The real tragedy of our obsession with these heavy, one-note meals isn't just the lackluster flavor or the questionable nutrition. It’s the slow erosion of the dinner table as a place of discovery. When every meal is a variation on the same creamy, salty theme, we stop talking about the food. We stop noticing the nuances. We just eat until we’re full and then move on to the next task. We’ve turned the most fundamental human ritual—the sharing of a meal—into a logistical problem to be solved with the least amount of effort. If we want to fix our broken relationship with food, we have to start by looking into that ceramic pot and admitting that we can do better. We have to be willing to fail, to burn things, and to experiment. That’s where the real flavor is found, not in the bottom of a packet of ranch dressing.
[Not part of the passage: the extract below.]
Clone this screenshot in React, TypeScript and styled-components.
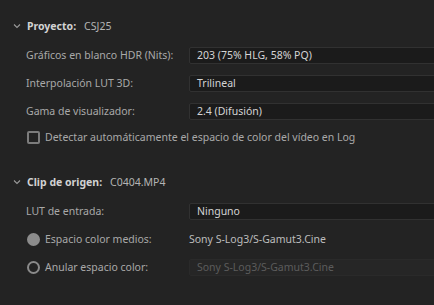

Convenience is a seductive lie that convinces you that your time is more valuable than your experience. Your evening meal shouldn't be a chore you've successfully avoided; it’s the primary reward for a day of labor. When you sit down to a bowl of something that looks like it’s already been chewed, you're telling yourself that you don't deserve the tactile joy of a well-cooked meal. You're accepting a version of reality where the "set it and forget it" mentality applies to your health and your happiness as much as it does to your kitchen appliances. True culinary mastery isn't about complexity or expensive gadgets. It’s about the simple, radical act of paying attention to what you're doing while you're doing it. Stop hiding your food under a blanket of processed dairy and start letting the ingredients speak for themselves again.